I like Beautiful Creatures because it’s the new stage of paranormal YA.  Unlike Cinder, which I liked but thought was to easy to figure out, I like Beautiful Creatures because it was twisted, and complicated and only at page 407 did I realize a few key connections that would have helped me figure out the end.  It became particularly clear in the last 100 pages, but I can guarantee my students would know nothing until the bitter, sour end.  I’ve complained a lot about YA being too socially and emotionally low.  It’s like they take a downer for adult fiction and create this easy to read and easy to figure out YA fiction.  I don’t think YA should EVER EVER EVER be the “below average” and not complicated version of adult fiction.  If anything, teens need more action and more intensity.

Advice to Young Adult Readers

You should see how many tap dances I do at the front of my classroom everyday just to get my students interested in the classics.  I had to have a Maycomb Pig Pickin’ to get my students to become a character in the To Kill a Mockingbird Trial and I when I explained the Trojan War, the way Paris abducted Helen from King Menelaus, I said, “and Menelaus was like Nawww Braahhh.”  This is what I do in my classroom, this is how much it takes to get today’s students to look up from an exhilarating text message about last night’s “experiences” to actually learn something.

Students need books that make them want to keep turning the pages.  Students need books that leave them imagining enough that they can taste the rain of the story, the watermarked, wrinkled pages of it.  I moved on from Night with a test and a few vocabulary quizzes.  My students had little to no empathy unless we were watching a horrific video about the Holocaust.  However, Beautiful Creatures, now this would do it.  Two of my girls were so excited to see Shine mention To Kill a Mockingbird and I was just pumped that they were excited over the book being mentioned, that they even remembered the title.   Like Shine, Beautiful Creatures mentions To Kill a Mockingbird.

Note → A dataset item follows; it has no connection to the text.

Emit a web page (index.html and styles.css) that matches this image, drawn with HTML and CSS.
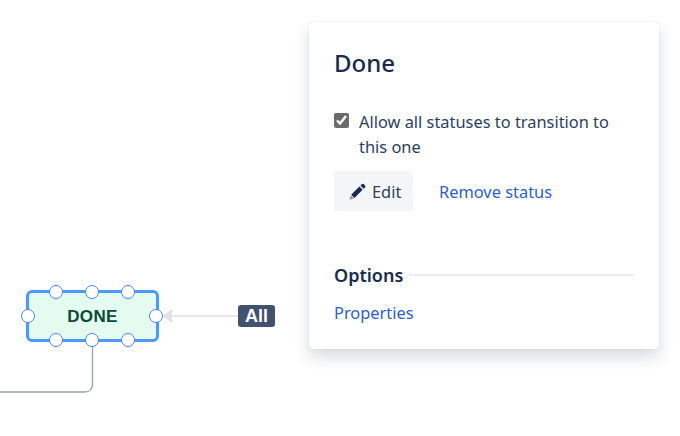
FILE: index.html
```html
<!DOCTYPE html>
<html lang="en">
<head>
    <meta charset="UTF-8">
    <title>Workflow editor</title>
    <link rel="stylesheet" href="styles.css">
</head>
<body>
    <div class="canvas">
        <svg class="lines" width="680" height="436" viewBox="0 0 680 436">
            <path d="M92.5 341 V384 Q92.5 392 84.5 392 H0" fill="none" stroke="#97a0af" stroke-width="1.3"/>
            <path d="M172 316 H240" fill="none" stroke="#dfe1e6" stroke-width="1.5"/>
            <path d="M162 316 L172 309.500 V322.500 Z" fill="#dfe1e6"/>
        </svg>

        <div class="node">DONE</div>
        <span class="handle" style="left: 56px; top: 292px"></span>
        <span class="handle" style="left: 92px; top: 292px"></span>
        <span class="handle" style="left: 128px; top: 292px"></span>
        <span class="handle" style="left: 28px; top: 316px"></span>
        <span class="handle" style="left: 156px; top: 316px"></span>
        <span class="handle" style="left: 56px; top: 340px"></span>
        <span class="handle" style="left: 92px; top: 340px"></span>
        <span class="handle" style="left: 128px; top: 340px"></span>

        <div class="all-label">All</div>

        <div class="panel">
            <h2 class="panel-title">Done</h2>
            <label class="check-row">
                <input type="checkbox" checked>
                <span>Allow all statuses to transition to this one</span>
            </label>
            <div class="actions">
                <button class="edit-btn">
                    <svg width="17" height="17" viewBox="0 0 17 17">
                        <path d="M12.800 1.200 Q13.800 0.400 14.800 1.200 L16 2.400 Q16.800 3.400 16 4.400 L14.600 5.800 L11.400 2.600 Z M10.400 3.600 L13.600 6.800 L5.400 15 L2.200 11.800 Z" fill="#172b4d"/>
                        <path d="M1.700 12.500 L4.700 15.500 L0.500 16.700 Z" fill="#8993a4"/>
                    </svg>
                    Edit
                </button>
                <a class="link" href="#">Remove status</a>
            </div>
            <div class="options-head">
                <h3>Options</h3>
                <div class="rule"></div>
            </div>
            <a class="link" href="#">Properties</a>
        </div>
    </div>
</body>
</html>
```

FILE: styles.css
```css
body {
    margin: 0;
    background-color: #fff;
    font-family: "Noto Sans", "Open Sans", sans-serif;
    color: #2c3e5d;
}

.canvas {
    position: relative;
    width: 680px;
    height: 436px;
    overflow: hidden;
}

.lines {
    position: absolute;
    left: 0;
    top: 0;
}

.node {
    position: absolute;
    left: 26px;
    top: 290px;
    width: 133px;
    height: 52px;
    box-sizing: border-box;
    padding-top: 1px;
    display: flex;
    justify-content: center;
    align-items: center;
    background-color: #e3fcef;
    border: 3px solid #4c9aff;
    border-radius: 6px;
    color: #0b4a35;
    font-family: "Liberation Sans", Arial, sans-serif;
    font-size: 17px;
    font-weight: bold;
    letter-spacing: 0.4px;
}

.handle {
    position: absolute;
    width: 14px;
    height: 14px;
    box-sizing: border-box;
    margin: -7px 0 0 -7px;
    background-color: #fff;
    border: 1.500px solid #4c83e8;
    border-radius: 50%;
}

.all-label {
    position: absolute;
    left: 238px;
    top: 305px;
    width: 37px;
    height: 22px;
    display: flex;
    justify-content: center;
    align-items: center;
    background-color: #42526e;
    border-radius: 3px;
    color: #fff;
    font-family: "Liberation Sans", Arial, sans-serif;
    font-size: 18px;
    font-weight: bold;
}

.panel {
    position: absolute;
    left: 309px;
    top: 22px;
    width: 350px;
    height: 327px;
    box-sizing: border-box;
    padding: 25px 25px 0;
    background-color: #fff;
    border-radius: 4px;
    box-shadow: 0 8px 16px rgba(9, 30, 66, 0.16), 0 0 1px rgba(9, 30, 66, 0.25);
}

.panel-title {
    margin: 0;
    font-size: 24px;
    font-weight: 500;
    line-height: 32px;
    color: #172b4d;
}

.check-row {
    display: flex;
    align-items: flex-start;
    margin-top: 30px;
    font-size: 16.400px;
    line-height: 25px;
}

.check-row input {
    width: 15px;
    height: 15px;
    margin: 4px 10px 0 0;
    flex-shrink: 0;
    accent-color: #6b6b6b;
}

.actions {
    display: flex;
    align-items: center;
    gap: 26px;
    margin-top: 12px;
}

.edit-btn {
    display: flex;
    align-items: center;
    gap: 6px;
    width: 79px;
    height: 40px;
    padding: 0 0 0 15px;
    background-color: #f4f5f7;
    border: none;
    border-radius: 3px;
    color: #2c3e5d;
    font-family: inherit;
    font-size: 16.400px;
}

.link {
    color: #2f5fc4;
    font-size: 16.400px;
    text-decoration: none;
}

.options-head {
    display: flex;
    align-items: center;
    gap: 6px;
    margin-top: 51px;
    margin-bottom: 13px;
}

.options-head h3 {
    margin: 0;
    font-size: 18px;
    font-weight: 600;
    line-height: 26px;
    color: #172b4d;
}

.rule {
    flex: 1;
    height: 2px;
    background-color: #ebecf0;
}
```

I just mentioned like 9 books in 2 paragraphs, sorry.

Let’s get back to the creatures at hand.  None of them glitter (well, maybe a little).  None of them suck blood (except one member of team dark magic).  The best thing about it is it has constant references to the American Civil War.  I love a good petticoat and general’s uniform in my books.  They even have a reenactment on the Night of Sweet Sixteen.  Can you tell I’m excited by this book?

I wish I could tell you about it without giving too much away.

Here’s the hook: It has two libraries; a caster library which holds magical spell books and books filled with pressed flowers and herbs, and then a “normal” library with dusty history books, and people’s saved “just-in-case” tissues shoved into the cracks as a book mark.  Hey, it’s better than using a dirty spoon.